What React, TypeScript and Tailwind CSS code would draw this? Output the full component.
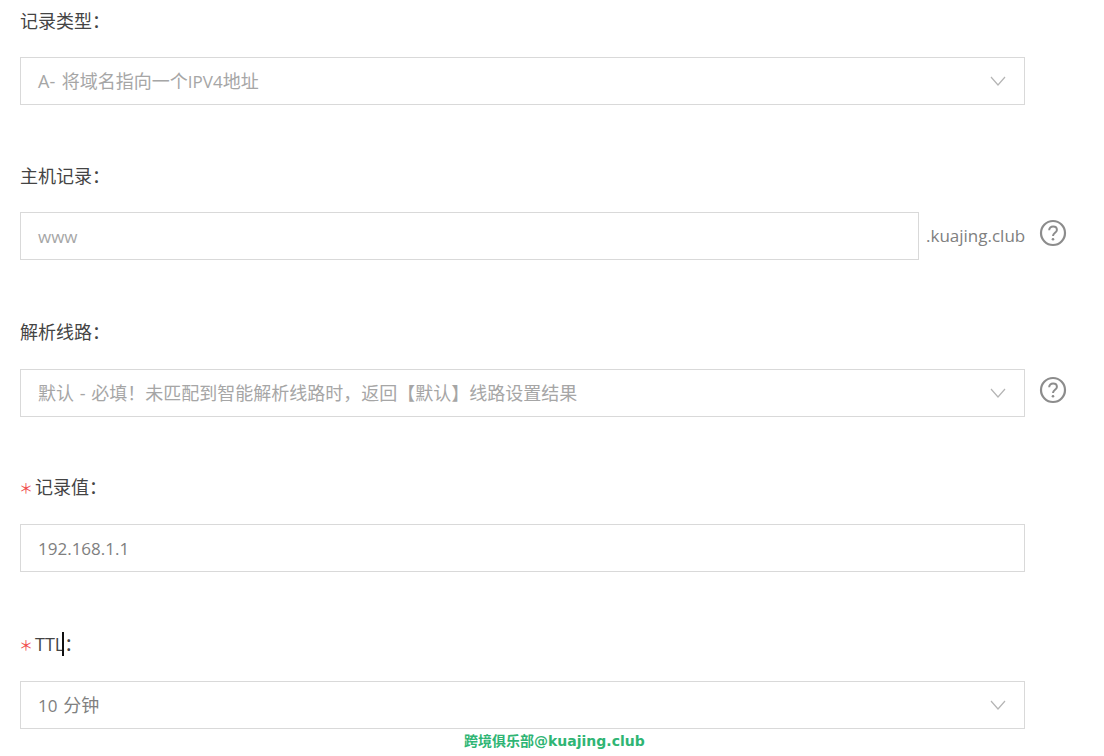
import React from "react";

const FONT = "font-['Open_Sans','Noto_Sans_CJK_SC',sans-serif]";

function Chevron() {
  return (
    <svg width="16" height="10" viewBox="0 0 16 10" fill="none" className="absolute right-[18px] top-[18px]">
      <path d="M1 1l7 8 7-8" stroke="#b5b5b5" strokeWidth="1.2" />
    </svg>
  );
}

function HelpIcon() {
  return (
    <svg width="28" height="28" viewBox="0 0 28 28" fill="none" className="shrink-0">
      <circle cx="14" cy="14" r="12" stroke="#8c8c8c" strokeWidth="2.2" />
      <path d="M10.2 11.2c0-2.2 1.700-3.600 3.900-3.600s3.800 1.400 3.800 3.300c0 2.800-3.900 3-3.900 6" stroke="#8c8c8c" strokeWidth="2" />
      <circle cx="14" cy="20.300" r="1.300" fill="#8c8c8c" />
    </svg>
  );
}

function Box({ children, select, className }: { children: React.ReactNode; select?: boolean; className: string }) {
  return (
    <div className={"relative flex h-[48px] items-center border border-[#d9d9d9] pl-[17px] text-[18px] [word-spacing:1px] " + className}>
      <span>{children}</span>
      {select && <Chevron />}
    </div>
  );
}

function Required() {
  return <span className="-ml-[1px] mr-[1px] w-[15px] text-[14px] text-[#f04b4b]">＊</span>;
}

export default function App() {
  return (
    <div className={"relative h-[756px] overflow-hidden bg-white pl-[20px] text-[#444] " + FONT}>
      {/* 记录类型 */}
      <div className="flex h-[42px] items-center text-[18px]">记录类型：</div>
      <Box select className="mt-[15px] w-[1005px] text-[#a6a6a6]">
        <span className="[word-spacing:2px]">A- </span>将域名指向一个<span className="text-[17px]">IPV4</span>地址
      </Box>

      {/* 主机记录 */}
      <div className="mt-[50px] flex h-[42px] items-center text-[18px]">主机记录：</div>
      <div className="mt-[15px] flex items-center">
        <Box className="w-[899px] text-[#a6a6a6]">
          <span className="text-[17px]">www</span>
        </Box>
        <span className="ml-[7px] w-[99px] text-[17px] text-[#808080]">.kuajing.club</span>
        <span className="ml-[14px] -mt-[6px]"><HelpIcon /></span>
      </div>

      {/* 解析线路 */}
      <div className="mt-[51px] flex h-[42px] items-center text-[18px]">解析线路：</div>
      <div className="mt-[16px] flex items-center">
        <Box select className="w-[1005px] text-[#a6a6a6]">
          默认 - 必填！未匹配到智能解析线路时，返回【默认】线路设置结果
        </Box>
        <span className="ml-[14px] -mt-[6px]"><HelpIcon /></span>
      </div>

      {/* 记录值 */}
      <div className="mt-[49px] flex h-[42px] items-center text-[18px]">
        <Required />记录值：
      </div>
      <Box className="mt-[16px] w-[1005px] text-[#808080]">
        <span className="text-[17px]">192.168.1.1</span>
      </Box>

      {/* TTL */}
      <div className="mt-[51px] flex h-[42px] items-center text-[18px]">
        <Required />
        <span className="relative">
          TTL：
          <span className="absolute left-[27px] top-[1px] h-[24px] w-[2px] bg-[#111]" />
        </span>
      </div>
      <Box select className="mt-[16px] w-[1005px] text-[#808080] [word-spacing:0px]">
        <span className="text-[17px]">10</span> 分钟
      </Box>

      {/* watermark */}
      <div className="absolute left-[464px] top-[732px] font-['DejaVu_Sans','Noto_Sans_CJK_SC',sans-serif] text-[14px] font-bold leading-[18px] text-[#2fb574]">
        跨境俱乐部@kuajing.club
      </div>
    </div>
  );
}
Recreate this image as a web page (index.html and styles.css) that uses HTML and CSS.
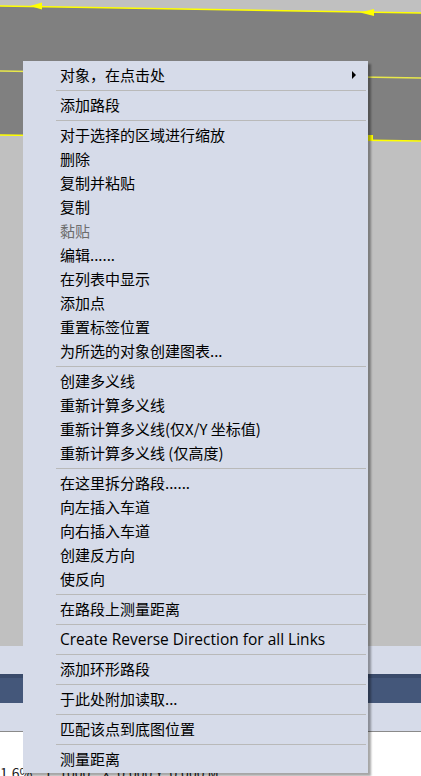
FILE: index.html
```html
<!DOCTYPE html>
<html lang="zh-CN">
<head>
    <meta charset="UTF-8">
    <meta name="viewport" content="width=device-width, initial-scale=1.0">
    <title>路网编辑</title>
    <link rel="stylesheet" href="styles.css">
</head>
<body>
    <div class="app">
        <!-- 路网画布 -->
        <svg class="network" width="421" height="646" viewBox="0 0 421 646">
            <polygon points="0,0 421,0 421,13 0,6" fill="#c0c0c0"/>
            <polygon points="0,6 421,13 421,141 0,135" fill="#808080"/>
            <line x1="0" y1="6" x2="421" y2="13" stroke="#ffff00" stroke-width="1.6"/>
            <polygon points="30,6 42,2.5 42,9.5" fill="#ffff00"/>
            <polygon points="360,12.5 374,9 374,16" fill="#ffff00"/>
            <line x1="0" y1="71" x2="421" y2="78" stroke="#e8e84a" stroke-width="1.4"/>
            <line x1="0" y1="135" x2="421" y2="141" stroke="#ffff00" stroke-width="1.6"/>
            <rect x="368" y="135" width="5" height="6" fill="#ffff00"/>
        </svg>
        <div class="panel"></div>
        <div class="tabbar"></div>
        <div class="panel"></div>
        <div class="status">
            <span class="zoom">1.6%</span>
            <span class="scale">1: 1000</span>
            <span class="coords">X: 0.000 Y: 0.000 M</span>
        </div>
    </div>

    <ul class="context-menu">
        <li class="item has-sub">对象，在点击处</li>
        <li class="sep"></li>
        <li class="item">添加路段</li>
        <li class="sep"></li>
        <li class="item">对于选择的区域进行缩放</li>
        <li class="item">删除</li>
        <li class="item">复制并粘贴</li>
        <li class="item">复制</li>
        <li class="item disabled">黏贴</li>
        <li class="item">编辑......</li>
        <li class="item">在列表中显示</li>
        <li class="item">添加点</li>
        <li class="item">重置标签位置</li>
        <li class="item">为所选的对象创建图表...</li>
        <li class="sep"></li>
        <li class="item">创建多义线</li>
        <li class="item">重新计算多义线</li>
        <li class="item">重新计算多义线(仅X/Y 坐标值)</li>
        <li class="item">重新计算多义线 (仅高度)</li>
        <li class="sep"></li>
        <li class="item">在这里拆分路段......</li>
        <li class="item">向左插入车道</li>
        <li class="item">向右插入车道</li>
        <li class="item">创建反方向</li>
        <li class="item">使反向</li>
        <li class="sep"></li>
        <li class="item">在路段上测量距离</li>
        <li class="sep"></li>
        <li class="item latin">Create Reverse Direction for all Links</li>
        <li class="sep"></li>
        <li class="item">添加环形路段</li>
        <li class="sep"></li>
        <li class="item">于此处附加读取...</li>
        <li class="sep"></li>
        <li class="item">匹配该点到底图位置</li>
        <li class="sep"></li>
        <li class="item">测量距离</li>
    </ul>
</body>
</html>
```

FILE: styles.css
```css
html, body {
    margin: 0;
    padding: 0;
}
body {
    font-family: 'Noto Sans CJK SC', 'Noto Sans', sans-serif;
    background-color: #ffffff;
    width: 421px;
    height: 776px;
    overflow: hidden;
    position: relative;
}
.app {
    display: flex;
    flex-direction: column;
    width: 421px;
}
.network {
    display: block;
    background-color: #c0c0c0;
}
.panel {
    height: 28px;
    background-color: #d6dbe9;
}
.tabbar {
    height: 25px;
    background-color: #44577a;
    border-top: 4px solid #3a4b6b;
}
.status {
    display: flex;
    align-items: flex-end;
    gap: 12px;
    height: 43px;
    border-top: 1px solid #8a8a8a;
    background-color: #ffffff;
    font-size: 14px;
    line-height: 16px;
    color: #222;
}
.status span {
    margin-bottom: -6px;
}

/* 右键菜单 */
.context-menu {
    position: absolute;
    left: 23px;
    top: 61px;
    width: 345px;
    margin: 0;
    padding: 2px 0;
    list-style: none;
    background-color: #d6dbe9;
    box-shadow: 3px 3px 2px rgba(0, 0, 0, 0.35);
}
.context-menu .item {
    position: relative;
    height: 24px;
    line-height: 24px;
    padding-left: 37px;
    font-size: 15px;
    color: #000;
    white-space: nowrap;
}
.context-menu .item.disabled {
    color: #6d6d6d;
}
.context-menu .item.latin {
    font-family: 'Open Sans', 'Noto Sans', sans-serif;
    font-size: 15.5px;
}
.context-menu .has-sub::after {
    content: '';
    position: absolute;
    right: 12px;
    top: 8px;
    border-left: 4px solid #000;
    border-top: 4px solid transparent;
    border-bottom: 4px solid transparent;
}
.context-menu .sep {
    height: 1px;
    margin: 3px 2px 2px 33px;
    background-color: #b9b9b9;
}
```
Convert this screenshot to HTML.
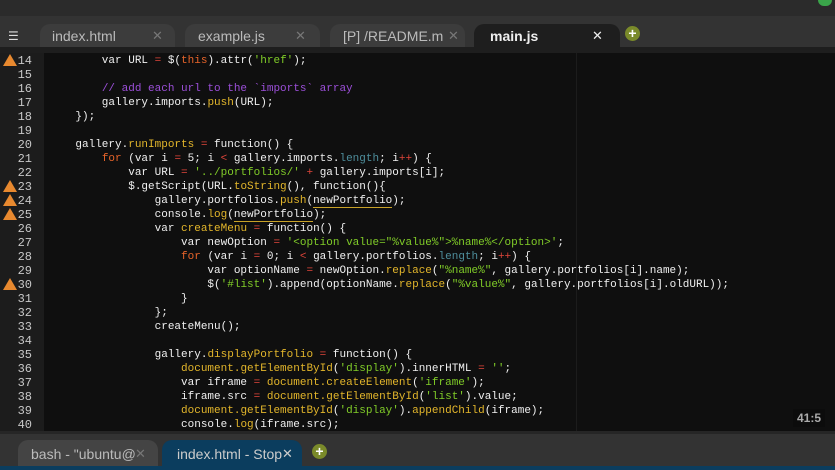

▬▬▬

> Problem details: In the lines above, find each one with "React" and list it.

> Result below:
What React, TypeScript and Tailwind CSS code would draw this? Output the full component.
import React from "react";
function Box({ children, select, className }: { children: React.ReactNode; select?: boolean; className: string }) {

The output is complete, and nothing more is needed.